Potential applications and limits

  • Speculation about:
    • “Einsteinian altimeters” that use local time rate as a height sensor; local density variations (geology) would perturb readings but could also enable precision gravity mapping.
    • Time-based gravitational wave detectors (“TIGO”), though commenters note you’d need clocks separated by at least a wavelength and waves would have to be very low-frequency.
    • Using time-dilation mapping like radar to sense large moving masses; judged “plausible only” with more orders of magnitude and miniaturization.
  • For GPS and navigation:
    • Better satellite clocks reduce one error term, but dominant GPS errors are ionosphere/troposphere propagation and satellite ephemeris.
    • Centimeter-level GNSS already exists using augmentation (base stations/subscriptions), but robust local sensing (optical, lidar, buried guides, etc.) is still needed for lane keeping.

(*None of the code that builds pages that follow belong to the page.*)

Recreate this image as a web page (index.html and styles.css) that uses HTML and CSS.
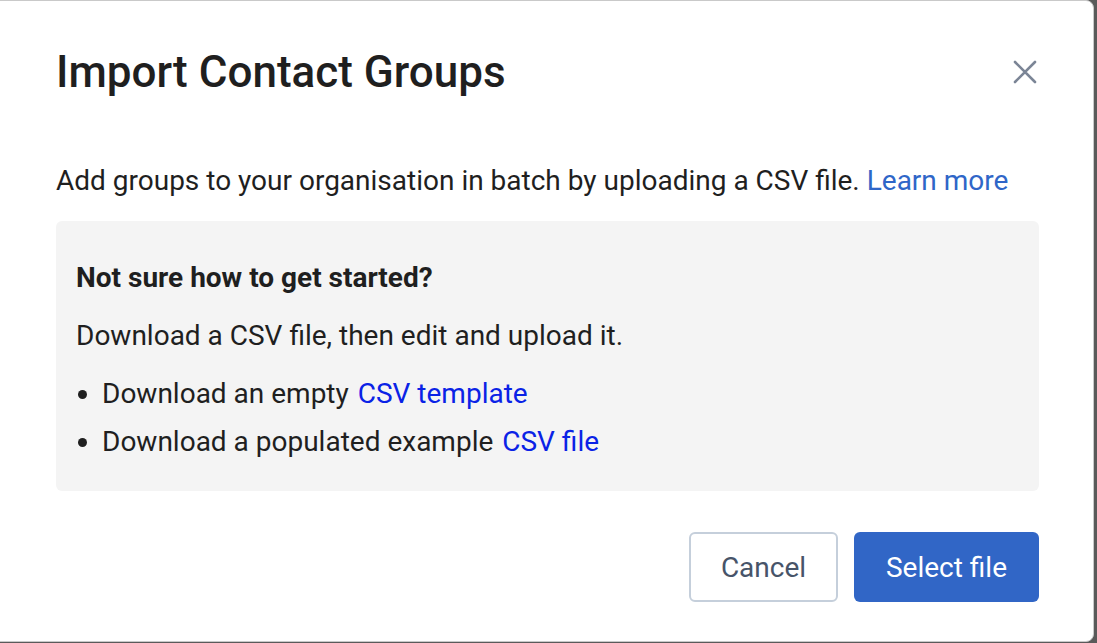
FILE: index.html
```html
<!DOCTYPE html>
<html lang="en">
<head>
<meta charset="utf-8">
<title>Import Contact Groups</title>
<link rel="stylesheet" href="styles.css">
</head>
<body>
<div class="dialog">
  <div class="header">
    <h1 class="title">Import Contact Groups</h1>
    <button class="close" aria-label="Close">
      <svg width="24" height="24" viewBox="0 0 24 24"><path d="M2 2L22 22M22 2L2 22" stroke="#7b8596" stroke-width="2.6" stroke-linecap="round" fill="none"/></svg>
    </button>
  </div>
  <p class="intro">Add groups to your organisation in batch by uploading a CSV file. <a class="learn" href="#">Learn more</a></p>
  <div class="help">
    <p class="help-title">Not sure how to get started?</p>
    <p class="help-text">Download a CSV file, then edit and upload it.</p>
    <ul class="help-list">
      <li>Download an empty <a class="csv" href="#">CSV template</a></li>
      <li>Download a populated example <a class="csv" href="#">CSV file</a></li>
    </ul>
  </div>
  <div class="footer">
    <button class="btn btn-secondary">Cancel</button>
    <button class="btn btn-primary">Select file</button>
  </div>
</div>
</body>
</html>
```
FILE: styles.css
```css
html, body {
  margin: 0;
  padding: 0;
  height: 100%;
  background: #5a5a5a;
}
body {
  font-family: Roboto, "Liberation Sans", sans-serif;
  color: #1f1f1f;
  overflow: hidden;
}
.dialog {
  box-sizing: border-box;
  width: 1095px;
  height: 642px;
  margin-left: -1px;
  background: #fff;
  border: 1px solid #c9c9c9;
  border-radius: 0 8px 8px 0;
  padding: 39px 54px 0 56px;
  display: flex;
  flex-direction: column;
}
.header {
  display: flex;
  align-items: center;
  justify-content: space-between;
  height: 64px;
}
.title {
  margin: 0;
  font-size: 44px;
  font-weight: 500;
  color: #1f1f1f;
}
.close {
  background: none;
  border: 0;
  padding: 0;
  margin-right: 2px;
  width: 24px;
  height: 24px;
  display: flex;
}
.intro {
  margin: 60px 0 0 0;
  font-size: 28px;
  line-height: 34px;
}
.learn {
  color: #2f66c8;
  text-decoration: none;
}
.help {
  margin-top: 23px;
  background: #f4f4f4;
  border-radius: 6px;
  padding: 40px 20px 32px 20px;
}
.help p {
  margin: 0;
  font-size: 28px;
  line-height: 34px;
}
.help-title {
  font-weight: 700;
}
.help-text {
  margin-top: 24px !important;
}
.help-list {
  margin: 24px 0 0 0;
  padding-left: 26px;
  font-size: 28px;
  line-height: 34px;
}
.help-list li + li {
  margin-top: 14px;
}
.csv {
  color: #0a22e6;
  text-decoration: none;
  margin-left: 2px;
}
.footer {
  display: flex;
  justify-content: flex-end;
  gap: 16px;
  margin-top: 41px;
}
.btn {
  height: 70px;
  border-radius: 6px;
  font-family: Roboto, "Liberation Sans", sans-serif;
  font-size: 28px;
  padding: 0;
  cursor: pointer;
}
.btn-secondary {
  width: 149px;
  background: #fff;
  border: 2px solid #c5cfdb;
  color: #475469;
}
.btn-primary {
  width: 185px;
  background: #3166c6;
  border: 0;
  color: #fff;
}
```
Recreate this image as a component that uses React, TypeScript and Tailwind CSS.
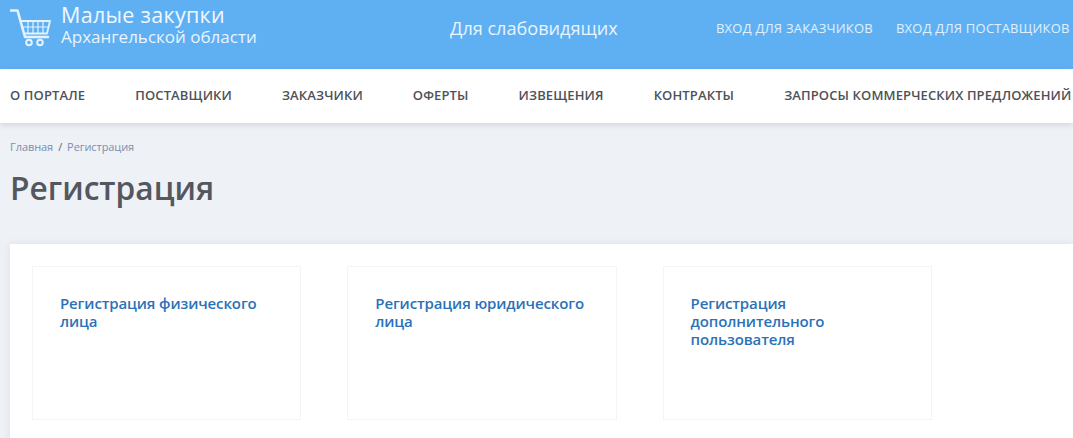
const navItems = [
	"О ПОРТАЛЕ",
	"ПОСТАВЩИКИ",
	"ЗАКАЗЧИКИ",
	"ОФЕРТЫ",
	"ИЗВЕЩЕНИЯ",
	"КОНТРАКТЫ",
	"ЗАПРОСЫ КОММЕРЧЕСКИХ ПРЕДЛОЖЕНИЙ",
];

const cards = [
	"Регистрация физического лица",
	"Регистрация юридического лица",
	"Регистрация дополнительного пользователя",
];

function CartIcon() {
	return (
		<svg width="41" height="38" viewBox="0 0 41 38" fill="none" stroke="#e4f2fe" className="mt-[5px] shrink-0">
			<path d="M1 1.5 H7.5 L15 28 H38" strokeWidth="2.6" strokeLinecap="round" strokeLinejoin="round" />
			<path d="M10.5 12 H40 L37 24.5 H14" strokeWidth="1.8" strokeLinejoin="round" />
			<path d="M18 12 V24 M23 12 V24 M28 12 V24 M33 12 V24 M12 18 H39" strokeWidth="1.2" />
			<circle cx="19" cy="33.5" r="2.8" strokeWidth="2" />
			<circle cx="30" cy="33.5" r="2.8" strokeWidth="2" />
		</svg>
	);
}

export default function App() {
	return (
		<div className="h-[438px] w-[1073px] overflow-hidden bg-[#eef1f6] font-['Open_Sans','Noto_Sans',sans-serif]">
			<header className="flex h-[69px] items-center bg-[#5fb0f3] text-white">
				<div className="flex w-[420px] items-start self-start pl-[10px] pt-[4px]">
					<CartIcon />
					<div className="ml-[10px]">
						<div className="text-[21.5px] leading-[22px] tracking-[0.3px] text-[#f0f8ff]">Малые закупки</div>
						<div className="text-[17px] leading-[22px] text-[#e8f4fe]">Архангельской области</div>
					</div>
				</div>
				<div className="ml-[30px] w-[266px] pb-[12px] text-[18.1px] text-[#e8f4fe]">Для слабовидящих</div>
				<div className="whitespace-nowrap pb-[12px] text-[13px] tracking-[0.22px] text-[#e0f0fd]">
					<span>ВХОД ДЛЯ ЗАКАЗЧИКОВ</span>
					<span className="ml-[23px]">ВХОД ДЛЯ ПОСТАВЩИКОВ</span>
				</div>
			</header>
			<nav className="relative flex h-[54px] items-center gap-[50px] whitespace-nowrap bg-white pl-[10px] text-[13px] font-semibold tracking-[0.13px] text-[#4d5259] shadow-[0_2px_6px_rgba(0,0,0,0.12)]">
				{navItems.map((item) => (
					<span key={item}>{item}</span>
				))}
			</nav>
			<main className="px-[10px]">
				<div className="mt-[16px] text-[11px] leading-[15px] tracking-[-0.07px] text-[#7c8db0]">
					<span>Главная</span>
					<span className="mx-[5px] text-[#5c6470]">/</span>
					<span>Регистрация</span>
				</div>
				<h1 className="mt-[12px] text-[31.7px] font-semibold leading-[44px] text-[#53575e]">Регистрация</h1>
				<section className="mt-[34px] flex h-[220px] w-[1063px] gap-[46px] bg-white px-[22px] pt-[22px] shadow-[0_0_8px_rgba(0,0,0,0.08)]">
					{cards.map((card) => (
						<div key={card} className="h-[154px] w-[269.3px] border border-[#f3f4f6] px-[27px] py-[27px] text-[15px] font-semibold leading-[18px] tracking-[-0.12px] text-[#2a72b8]">
							{card}
						</div>
					))}
				</section>
			</main>
		</div>
	);
}
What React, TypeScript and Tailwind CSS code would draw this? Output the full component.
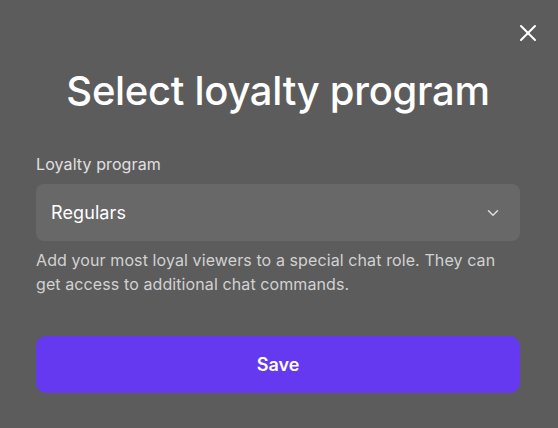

NIST services, infrastructure, and policy

  • Side thread on NIST’s authenticated NTP: keys require postal mail or fax and replies are postal-only, which is awkward for non‑US users.
  • NTS (NTP over TLS) is mentioned, but current NIST/FIPS rules around AES-SIV make that unlikely for now.
  • Broader concern that while US labs lead in clock science, China is ahead in diversified, resilient timing distribution (BeiDou, eLoran, fiber). GNSS jamming/spoofing incidents highlight single-point-of-failure risks.

Funding and institutional context

  • Several comments praise US publicly funded basic science for enabling advances like this and express worry about proposed budget cuts and lab closures (including NOAA/NIST facilities).
  • Some tension over what counts as “real” vs “pretend” science; others argue that political interference in topic selection undermines the high-ROI “fund broadly, let experts decide” model.